SAP before idealisationSAP data source after idealisation

(Example of idealized data from SAP)

Business logic, denormalizations, integrations and transformations of data are done using MS Management Studio using T-SQL. The reason for this is that we didn’t want to reinvent something that works, and by using existing technology the need for training is minimal using Xpert BI. So, joining tables, and applying your business rules you do here, either with the help of a wizard or by writing your own sql code. Our tool manages all data loads by always maintaining table dependencies can easily configure commonly used load options such as incremental loads, filters, surrogate keys and snapshots and SCD of any given dimension attributes.

This means that you can use the methodology of your choosing designing your data warehouse or your DataMart. If you want a straightforward Kimball approach or want to design a Data Vault you are free to choose the architectural design that fits your organization best. Xpert BI can handle any number of databases when it comes to complete technical documentation and dependency control.

We also enrich your solutions with surrogate keys so your joining goes incredibly fast. You also get the complete lineage of your solution as your technical documentation. This lineage is also used for knowing in which order your tables needs to be loaded, so you never should worry about the sequence you are running your jobs. The tool will automatically optimize the parallelization and sequencing of data loads.Dont be dependent on one developer

In a technical perspective, this sounds and works amazing, but it’s not only in the technical picture you will get a win. What you do here is to force your developers into a more governing way of
doing the development.  You take away their possibility to get creative. Being a musician in my spare time it kind of hurts a little to say this, I have always encouraged the people working for me to be creative. But in this part of the process you need a governed process so anyone can read and continue to develop where someone left off. You shouldn’t be dependent on that one developer that made the original package to do the changes.

So, who would benefit from this?

The sales pitch would of course say everyone. Luckily I am not a salesperson. Let’s try to refine and identify when you should think about an automation tool like Xpert BI.

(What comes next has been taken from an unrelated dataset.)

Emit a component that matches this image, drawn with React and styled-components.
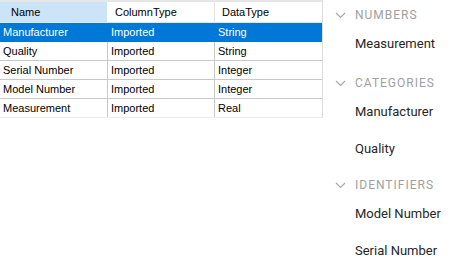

On a high level, there are three scenarios that would apply.

  1. You are starting a new data warehouse initiative.
  2. You are rebuilding or starting over your data warehouse initiative.
  3. Your data warehouse initiative is not giving you the full picture or its just updating too slow.

If don’t have a data warehouse yet you should consider the automated way. This is probably the most obvious scenario where you should explore the automated opportunity.

The second scenario is much the same as the first, but here you usually have an advantage that some of your business rules are defined, and you only need to revise them. You also most likely must change your architecture because you have an architecture that has been disrupted, or you inherited the architecture from your predecessor.

The third scenario we could call the pain scenario. Here the organization is most likely experiencing that the reports doesn’t give them the answers they are looking for, the wrong answers or no answers at all. There is a lot of reason for a solution to get into this stage, but the main reason is the lack of governance in the development process. This scenario often leads to a rebuild or a start over, or at least it should.

So, having defined the three main scenarios where you should consider an automated approach, does that mean you should? Well you are getting closer to an “Of Course”, but before you rush into buying yet another tool that’s going to magically fix things, look at your organization, is this going to fit our organization?

Do your organization already have a development department staffed with BI developers, you could argue that with strong leadership and good governance they can develop and maintain your data warehouse without the use of a new tool like Xpert BI.

Big organizational changes that would lead to a change in tasks or downsizing, could lead to a disrupted department. Which again could and most likely will lead to a failed project.

I have saying that goes “A tool is only a tool, it’s the people that utilize the tool that make the change, never the tool itself”. So, promote the goal and the way to get there, before you squeeze the elephant into the buss. It might turn out to be a much smaller animal that needs the ride.

Hope I have clarified some of the things that Xpert BI can do for you, it’s not magic, but it is in many cases a lot smarter and a lot faster.